Market Review – 01/07/2010 22:40 GMTDollar falls sharply to 7-month low vs yen on recovery fearsDollar fell broadly as disappointing U.S. economic data stoked worries of double-dip recession on Thursday. Euro rallied across the board as Spain’s auction of bonds was met with strong demand and that also eased investors’ worries over the banks’ funding issues. Versus the Japanese yen, the greenback fell to a 7-month low on Thursday on poor economic data of US and China, which added to investors’ uncertainty about the global economic recovery. Despite early rise to 88.57, the pair fell from there and the greenback extended intra-day decline after the release of higher-than-expected U.S. weekly jobless claims data which rose to 472,000 versus the economists’ expectation of 452,000. The pair’s fall picked up more downward momentum after the release of weaker-than-expected US ISM Manufacturing index and pending home sales data. The pair tumbled to 86.96 in NY mid-day before recovering.

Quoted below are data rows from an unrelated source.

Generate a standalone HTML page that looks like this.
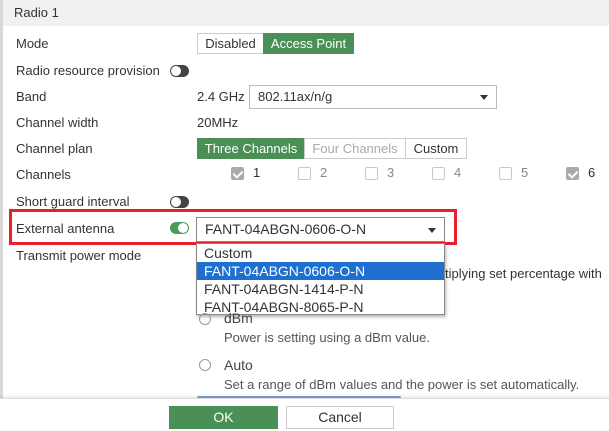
<!DOCTYPE html>
<html><head><meta charset="utf-8"><style>
*{box-sizing:border-box;margin:0;padding:0}
body{width:609px;height:431px;overflow:hidden;background:#fff;font-family:"Liberation Sans",sans-serif;font-size:13px;color:#333;position:relative}
.a{position:absolute;white-space:nowrap}
.hdr{left:0;top:0;width:609px;height:26px;background:#f1f1f1;border-left:3px solid #d8d8d8}
.lbl{left:16px}
.tg{position:absolute;width:19px;height:12px;border-radius:6px;background:#444}
.tg:after{content:"";position:absolute;left:1px;top:1px;width:10px;height:10px;border-radius:50%;background:#fff}
.tg.on{background:#4a9a5a}.tg.on:after{left:8px}
.btn{position:absolute;height:21px;line-height:19px;text-align:center;border:1px solid #ccc;background:#fff}
.g{background:#4a8f55;color:#fff;border-color:#4a8f55}
.cb{position:absolute;width:13px;height:13px;border:1px solid #c8c8c8;border-radius:2px;background:#fff}
.cb.k{background:#aaa;border-color:#aaa}
.cb.k:after{content:"";position:absolute;left:3px;top:1px;width:4px;height:7px;border:solid #fff;border-width:0 2px 2px 0;transform:rotate(45deg)}
.cn{position:absolute;color:#888}
.sel{position:absolute;border:1px solid #bbb;background:#fff;padding-left:8px}
.arr{position:absolute;right:8px;top:9px;border-left:4px solid transparent;border-right:4px solid transparent;border-top:5px solid #333}
.rad{position:absolute;width:12px;height:12px;border:1px solid #999;border-radius:50%}
</style></head><body>
<div class="a hdr"></div>
<div class="a" style="left:0;top:26px;width:3px;height:372px;background:#d8d8d8"></div>
<div class="a" style="left:14px;top:5px">Radio 1</div>
<div class="a lbl" style="top:36px">Mode</div>
<div class="btn" style="left:197px;top:33px;width:67px">Disabled</div>
<div class="btn g" style="left:263px;top:33px;width:91px">Access Point</div>
<div class="a lbl" style="top:63px">Radio resource provision</div>
<div class="tg" style="left:170px;top:65px"></div>
<div class="a lbl" style="top:89px">Band</div>
<div class="a" style="left:197px;top:89px">2.4 GHz</div>
<div class="sel" style="left:249px;top:85px;width:248px;height:24px;line-height:22px">802.11ax/n/g<div class="arr"></div></div>
<div class="a lbl" style="top:115px">Channel width</div>
<div class="a" style="left:197px;top:115px">20MHz</div>
<div class="a lbl" style="top:141px">Channel plan</div>
<div class="btn g" style="left:197px;top:138px;width:108px">Three Channels</div>
<div class="btn" style="left:304px;top:138px;width:102px;color:#aaa">Four Channels</div>
<div class="btn" style="left:405px;top:138px;width:62px">Custom</div>
<div class="a lbl" style="top:167px">Channels</div>
<div class="cb k" style="left:231px;top:167px"></div><div class="cn" style="left:253px;top:165px;color:#333">1</div>
<div class="cb" style="left:298px;top:167px"></div><div class="cn" style="left:320px;top:165px">2</div>
<div class="cb" style="left:365px;top:167px"></div><div class="cn" style="left:387px;top:165px">3</div>
<div class="cb" style="left:432px;top:167px"></div><div class="cn" style="left:454px;top:165px">4</div>
<div class="cb" style="left:499px;top:167px"></div><div class="cn" style="left:521px;top:165px">5</div>
<div class="cb k" style="left:566px;top:167px"></div><div class="cn" style="left:588px;top:165px;color:#333">6</div>
<div class="a lbl" style="top:194px">Short guard interval</div>
<div class="tg" style="left:170px;top:196px"></div>
<div class="a" style="left:9px;top:209px;width:448px;height:36px;border:3px solid #e8202a"></div>
<div class="a lbl" style="top:221px">External antenna</div>
<div class="tg on" style="left:170px;top:222px"></div>
<div class="sel" style="left:196px;top:217px;width:249px;height:25px;line-height:23px;border-color:#888;font-size:14px">FANT-04ABGN-0606-O-N<div class="arr" style="top:10px"></div></div>
<div class="a lbl" style="top:248px">Transmit power mode</div>
<div class="a" style="left:445px;top:266px;font-size:13px">tiplying set percentage with</div>
<div class="a" style="left:196px;top:243px;width:249px;height:72px;border:1px solid #888;background:#fff;box-shadow:1px 2px 3px rgba(0,0,0,.3);font-size:14px;line-height:18px">
<div style="padding-left:7px">Custom</div>
<div style="padding-left:7px;background:#1e6fd0;color:#fff">FANT-04ABGN-0606-O-N</div>
<div style="padding-left:7px">FANT-04ABGN-1414-P-N</div>
<div style="padding-left:7px">FANT-04ABGN-8065-P-N</div>
</div>
<div class="rad" style="left:199px;top:313px"></div>
<div class="a" style="left:224px;top:310px;color:#444;font-size:14px">dBm</div>
<div class="a" style="left:224px;top:330px;color:#555">Power is setting using a dBm value.</div>
<div class="rad" style="left:199px;top:359px"></div>
<div class="a" style="left:224px;top:357px;color:#444;font-size:14px">Auto</div>
<div class="a" style="left:224px;top:377px;color:#555">Set a range of dBm values and the power is set automatically.</div>
<div class="a" style="left:197px;top:396px;width:204px;height:2px;background:#7aa3d8;border-radius:2px"></div>
<div class="a" style="left:0;top:398px;width:609px;height:33px;background:#fff;border-top:1px solid #ddd;box-shadow:0 -2px 3px rgba(0,0,0,.08)"></div>
<div class="btn g" style="left:169px;top:406px;width:109px;height:23px;line-height:21px;font-size:14px">OK</div>
<div class="btn" style="left:286px;top:406px;width:108px;height:23px;line-height:21px;font-size:14px">Cancel</div>
</body></html>
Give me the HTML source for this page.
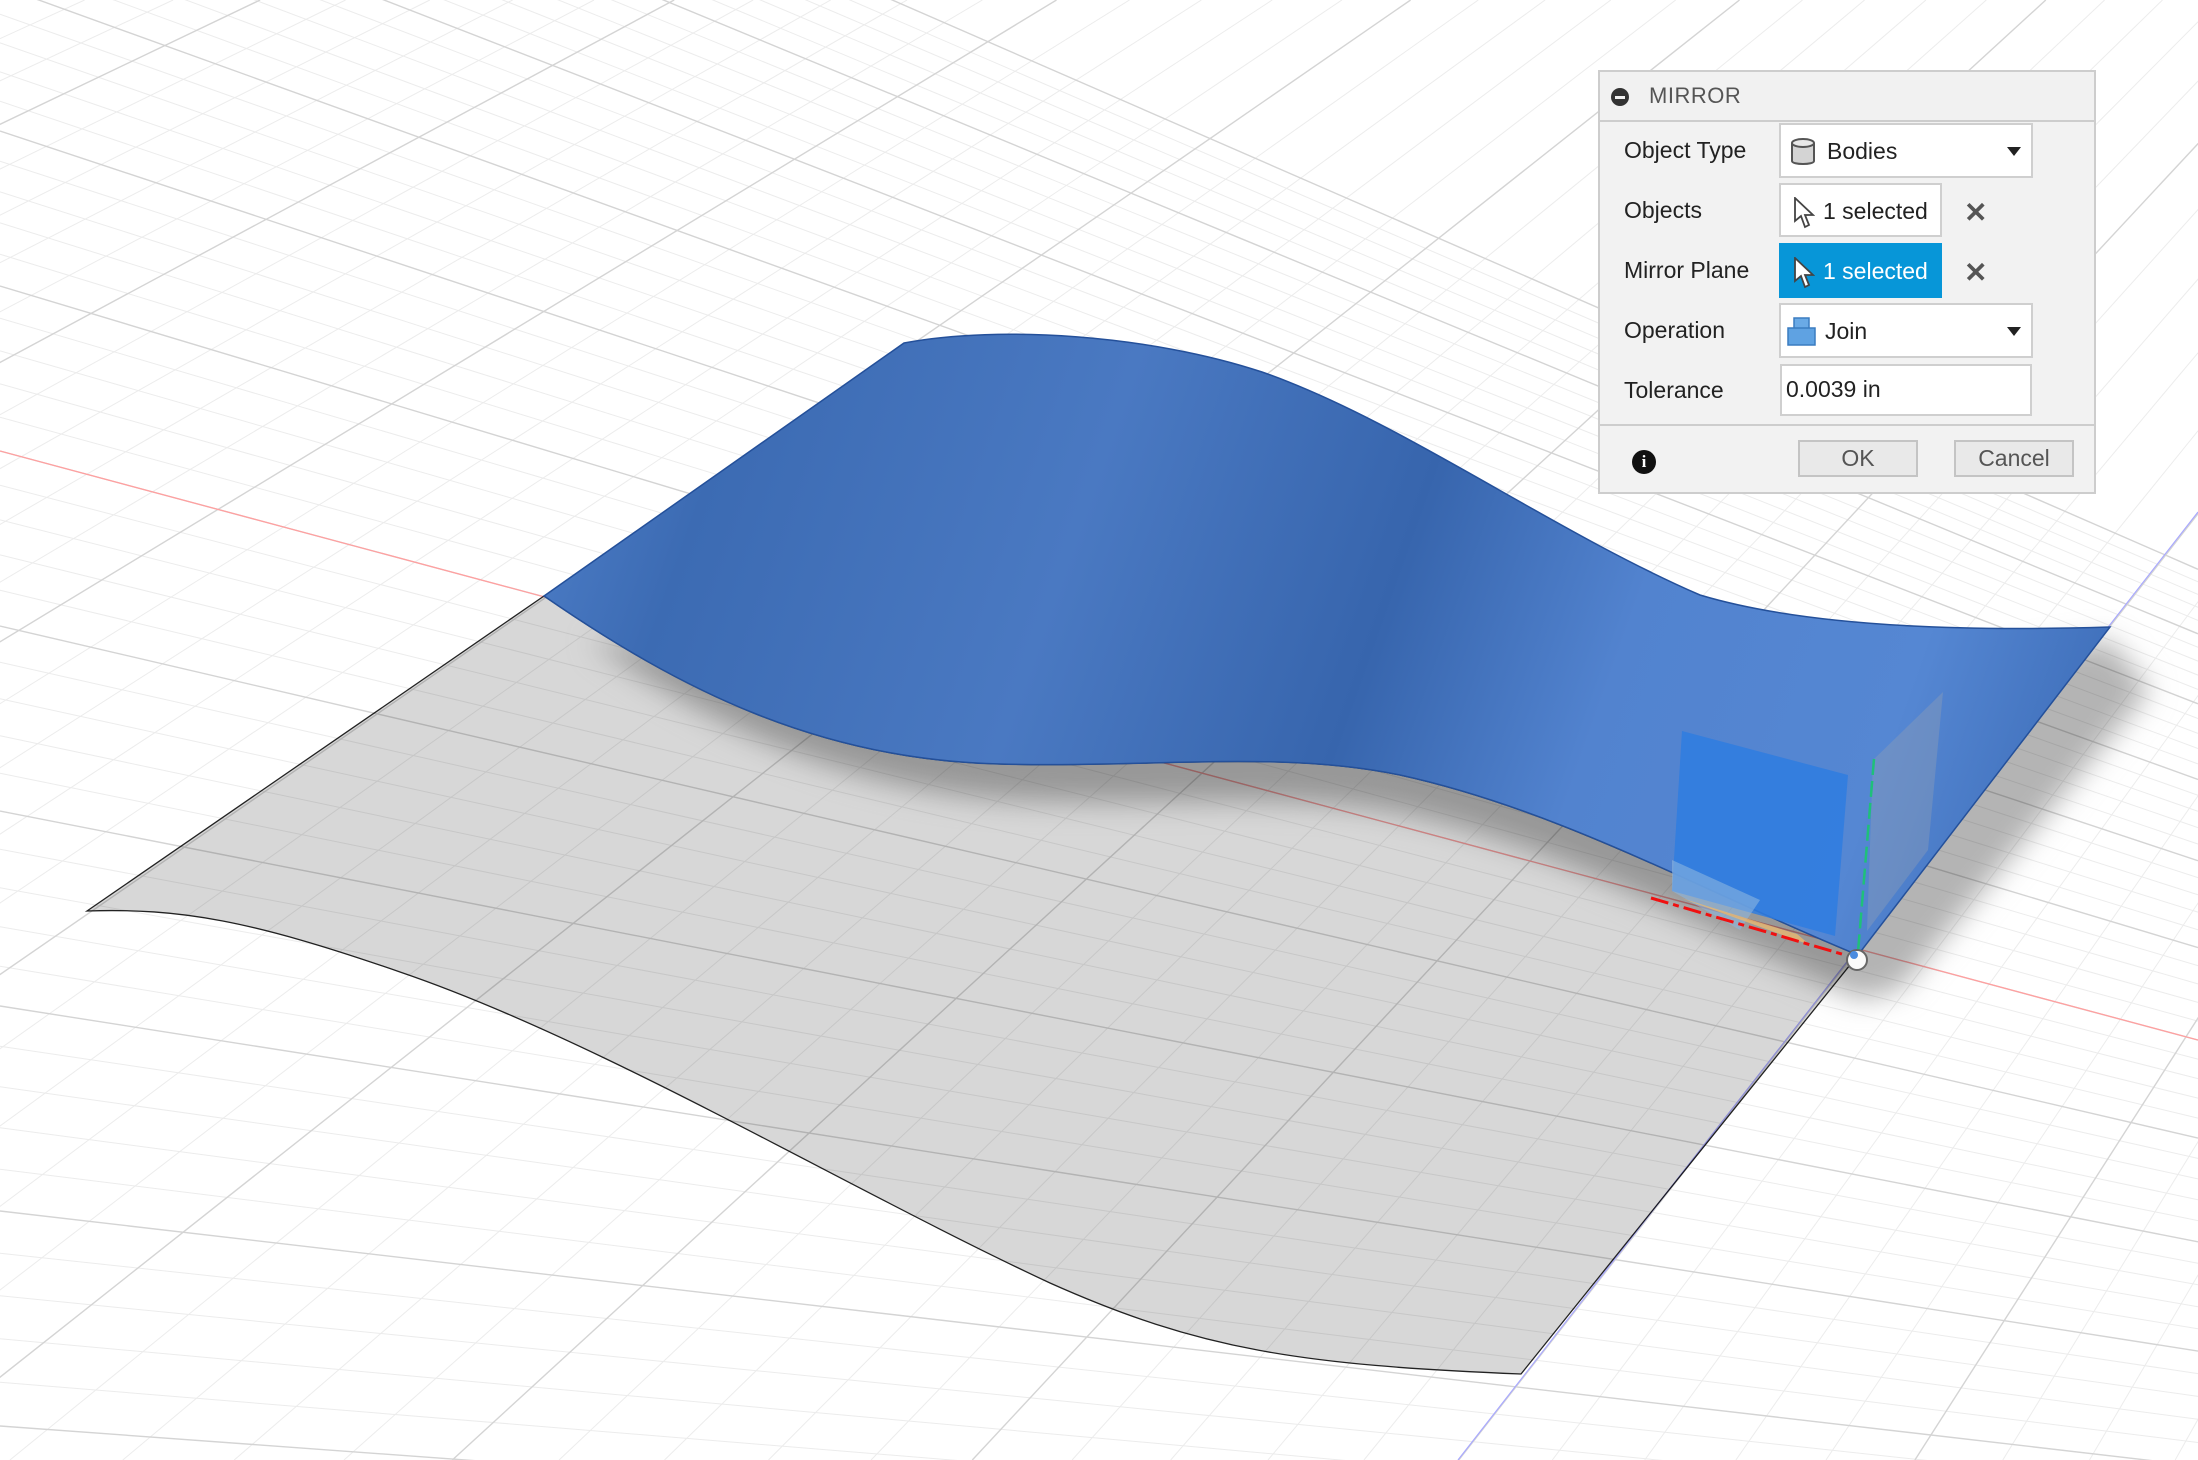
<!DOCTYPE html>
<html><head><meta charset="utf-8">
<style>
html,body{margin:0;padding:0;background:#fff;width:2198px;height:1460px;overflow:hidden;font-family:"Liberation Sans",sans-serif}
#scene{position:absolute;left:0;top:0}
.dlg{position:absolute;left:1598px;top:70px;width:498px;height:424px;background:#f2f2f2;border:2px solid #cdcdcd;box-sizing:border-box}
.hdr{position:absolute;left:0;top:0;right:0;height:48px;border-bottom:2px solid #cdcdcd;background:#f1f1f1}
.hdr .t{position:absolute;left:49px;top:11px;font-size:22px;color:#555;letter-spacing:0.5px}
.hdr .m{position:absolute;left:11px;top:16px;width:18px;height:18px;border-radius:50%;background:#333}
.hdr .m:after{content:"";position:absolute;left:4px;top:8px;width:10px;height:2.5px;background:#f2f2f2}
.lbl{position:absolute;left:24px;font-size:23px;color:#222}
.box{position:absolute;background:#fff;border:2px solid #cfcfcf;box-sizing:border-box;font-size:23px;color:#222}
.box span{position:absolute;top:13px}
.sel{background:#0796d8;border-color:#0796d8;color:#fff}
.arr{position:absolute;right:10px;top:22px;width:0;height:0;border-left:7px solid transparent;border-right:7px solid transparent;border-top:9px solid #222}
.x{position:absolute;left:364px;font-size:28px;color:#555;font-weight:bold}
.foot{position:absolute;left:0;right:0;top:352px;border-top:2px solid #cdcdcd}
.btn{position:absolute;top:368px;height:37px;background:#e9e9e9;border:2px solid #c4c4c4;box-sizing:border-box;font-size:23px;color:#555;text-align:center;line-height:33px}
.info{position:absolute;left:32px;top:378px;width:24px;height:24px;border-radius:50%;background:#111;color:#fff;font:bold 17px "Liberation Serif",serif;text-align:center;line-height:24px}
</style></head><body>
<svg id="scene" width="2198" height="1460" viewBox="0 0 2198 1460" xmlns="http://www.w3.org/2000/svg">
<defs>
<linearGradient id="bg1" x1="560" y1="330" x2="2050" y2="860" gradientUnits="userSpaceOnUse">
<stop offset="0" stop-color="#4f80ca"/>
<stop offset="0.12" stop-color="#3c6bb3"/>
<stop offset="0.35" stop-color="#4a79c2"/>
<stop offset="0.55" stop-color="#3765ad"/>
<stop offset="0.7" stop-color="#5283cf"/>
<stop offset="0.88" stop-color="#5587d3"/>
<stop offset="1" stop-color="#3f6fba"/>
</linearGradient>
<filter id="blur" x="-10%" y="-10%" width="120%" height="120%"><feGaussianBlur stdDeviation="14"/></filter>
</defs>
<g id="grid"></g>
<line x1="0" y1="451" x2="2198" y2="1040" stroke="#ffa0a0" stroke-width="1.3"/>
<line x1="2198" y1="512" x2="1458" y2="1460" stroke="#a8a8ff" stroke-width="1.2"/>
<path style="mix-blend-mode:multiply" fill="#d7d7d7" stroke="#222" stroke-width="1.3" d="M87,911 L544,596 C680,690 820,760 1000,764 C1150,768 1280,750 1400,775 C1560,810 1700,890 1858,955 L1521,1374 C1300,1365 1200,1350 1050,1283 C850,1190 600,1040 400,972 C250,920 180,908 87,911 Z"/>
<g style="mix-blend-mode:multiply" filter="url(#blur)">
<path fill="#b4b4b4" d="M590,640 C700,720 840,790 1010,800 C1160,808 1290,790 1410,815 C1570,850 1700,930 1860,1000 L1900,990 L2150,690 L2110,640 C1960,660 1900,700 1700,720 L1100,700 Z"/>
</g>
<path fill="url(#bg1)" stroke="#24509a" stroke-width="1.5" d="M544,596 C680,690 820,760 1000,764 C1150,768 1280,750 1400,775 C1560,810 1700,890 1858,955 L2110,627 C1950,632 1800,625 1700,595 C1550,530 1400,420 1262,372 C1150,335 1000,325 904,343 Z"/>
<polygon points="1682,731 1848,775 1835,936 1672,891" fill="#2f7de0" opacity="0.85"/>
<polygon points="1672,860 1760,900 1740,930 1672,891" fill="#8cb6e0" opacity="0.6"/>
<polygon points="1681,898 1797,934 1810,945 1700,905" fill="#e8b870" opacity="0.8"/>
<polygon points="1943,692 1928,850 1867,931 1873,760" fill="#8a9cb8" opacity="0.45"/>
<line x1="1874" y1="759" x2="1858" y2="952" stroke="#1fc07a" stroke-width="2.5" stroke-dasharray="16,6"/>
<line x1="1651" y1="898" x2="1845" y2="955" stroke="#f01010" stroke-width="3" stroke-dasharray="18,5,6,5"/>
<circle cx="1857" cy="960" r="10" fill="#fafafa" stroke="#666" stroke-width="2"/>
<circle cx="1854" cy="955" r="4" fill="#4a8be0"/>
</svg>

<div class="dlg">
 <div class="hdr"><div class="m"></div><div class="t">MIRROR</div></div>
 <div class="lbl" style="top:65px">Object Type</div>
 <div class="box" style="left:179px;top:51px;width:254px;height:55px">
  <svg style="position:absolute;left:8px;top:12px" width="28" height="30" viewBox="0 0 28 30"><path d="M3,6 L3,24 C3,28 25,28 25,24 L25,6" fill="#d4d4d4" stroke="#555" stroke-width="2"/><ellipse cx="14" cy="6" rx="11" ry="4" fill="#e8e8e8" stroke="#555" stroke-width="2"/></svg>
  <span style="left:46px">Bodies</span><div class="arr"></div></div>
 <div class="lbl" style="top:125px">Objects</div>
 <div class="box" style="left:179px;top:111px;width:163px;height:54px">
  <svg style="position:absolute;left:12px;top:12px" width="22" height="32" viewBox="0 0 22 32"><path d="M2,1 L2,24 L8,19 L12,30 L16,28 L12,18 L20,18 Z" fill="#fff" stroke="#444" stroke-width="1.8"/></svg>
  <span style="left:42px">1 selected</span></div>
 <div class="x" style="top:124px">✕</div>
 <div class="lbl" style="top:185px">Mirror Plane</div>
 <div class="box sel" style="left:179px;top:171px;width:163px;height:55px">
  <svg style="position:absolute;left:12px;top:12px" width="22" height="32" viewBox="0 0 22 32"><path d="M2,1 L2,24 L8,19 L12,30 L16,28 L12,18 L20,18 Z" fill="#fff" stroke="#444" stroke-width="1.8"/></svg>
  <span style="left:42px">1 selected</span></div>
 <div class="x" style="top:184px">✕</div>
 <div class="lbl" style="top:245px">Operation</div>
 <div class="box" style="left:179px;top:231px;width:254px;height:55px">
  <svg style="position:absolute;left:6px;top:12px" width="30" height="30" viewBox="0 0 30 30"><rect x="7" y="1" width="15" height="18" fill="#6aaae6" stroke="#3a7cc0" stroke-width="1.5"/><rect x="1" y="11" width="27" height="17" fill="#5fa2e2" stroke="#3a7cc0" stroke-width="1.5"/></svg>
  <span style="left:44px">Join</span><div class="arr"></div></div>
 <div class="lbl" style="top:305px">Tolerance</div>
 <div class="box" style="left:180px;top:292px;width:252px;height:52px"><span style="left:4px;top:10px">0.0039 in</span></div>
 <div class="foot"></div>
 <div class="info">i</div>
 <div class="btn" style="left:198px;width:120px">OK</div>
 <div class="btn" style="left:354px;width:120px">Cancel</div>
</div>

<script>
(function(){
 var minor='',major='';
 function L(x1,y1,x2,y2){return '<line x1="'+x1.toFixed(1)+'" y1="'+y1.toFixed(1)+'" x2="'+x2.toFixed(1)+'" y2="'+y2.toFixed(1)+'"/>';}
 var VA=[5000,1791],VB=[3993,-1784];
 for(var i=-30;i<=40;i++){var k=i/5;var y0=451+170*k+5*k*k;var s=(VA[1]-y0)/VA[0];
  var l=L(0,y0,2198,y0+s*2198); if(i%5==0)major+=l;else minor+=l;}
 for(var j=-40;j<=40;j++){var xr=1858+j*328/5;if(xr>3300)continue;var yr=451+0.268*xr;
  var m=(VB[1]-yr)/(VB[0]-xr);
  var xa=xr+(0-yr)/m, xb=xr+(1460-yr)/m;
  var l=L(xa,0,xb,1460); if(j%5==0)major+=l;else minor+=l;}
 document.getElementById('grid').innerHTML='<g stroke="#ececec" stroke-width="1">'+minor+'</g><g stroke="#d4d4d4" stroke-width="1.4">'+major+'</g>';
})();
</script>
</body></html>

On economic front, U.S. ISM Manufacturing index in June came in at 56.2, lower than the forecast of 59.0 and the previous reading of 59.7 in May. Pending home sales in may slumped by 30% versus the the estimation of -15.2% and the increase of 6.0% in April. China’s June PMI came in at 52.1 vs forecast of 53.1 and 53.9 in May.
Market brushed off the early surprise Tankan large manufacturers’ survey which rose to a 2-year high of +1 versus forecast of -4 as the lower-than-expected China’s June PMI spooked investors as the world’s 3rd largest economy would slow down due to comments by China Stats Bureau following the PMI release that the country’s export outlook would be grim and drop in PMI reflected government’s tightening policies and slower global recovery.
Although the weak China’s PMI index prompted traders to sell euro versus most major currencies on risk aversion initially and price fell to 1.2193 in Asia, the single currency rebounded from there and later surged above 1.2490 to 1.2541 in NY afternoon on active short-covering due to a good Spanish bond auction. Spain sold 3.5 billion euros of a 5-year bond on Thursday at the top end of the Treasury’s target amount. Euro also drew support as European banks only borrowed 111.237 billion euros from ECB in 6-day operation at fixed rate of 1.0%. Cross-buying in euro also lifted price as eur/chf skyrocketed from its fresh record low of 1.3073 to 1.3402 due to speculation of SNB’s intervention while eur/jpy rose from 107.50 to 109.81.
Commodities prices declined on Thursday as weak economic data of US and China suggests global economic recovery remained fragile. Spot gold declined from 1244.00 to 1196.80 while U.S. crude oil for August delivery fell $2.68 or 3.54% to settle at 72.95 a barrel. Commodity-linked-currencies also fell sharply as aud/usd and nzd/usd once dropped to 0.8315 and 0.6795 but the pairs rebounded strongly to 0.8449 and 0.6919 respectively in tandem with euro.
Global stocks also weakened as FTSE 100 ended the day down by 2.36%, CAC 40 fell by 2.99%, DAX dropped by 1.81% and DJI pared most of its early losses and closed the day down by only 0.42% at 9732.53.
The closely eyed U.S. non-farm payrolls in June would be released on Friday.
Economic data to be released on Friday include: EU PPI , Unemployment , U.S. Avg. hourly earnings , Non-farm payrolls , Unemployment rate , Factory orders, revised durable goods.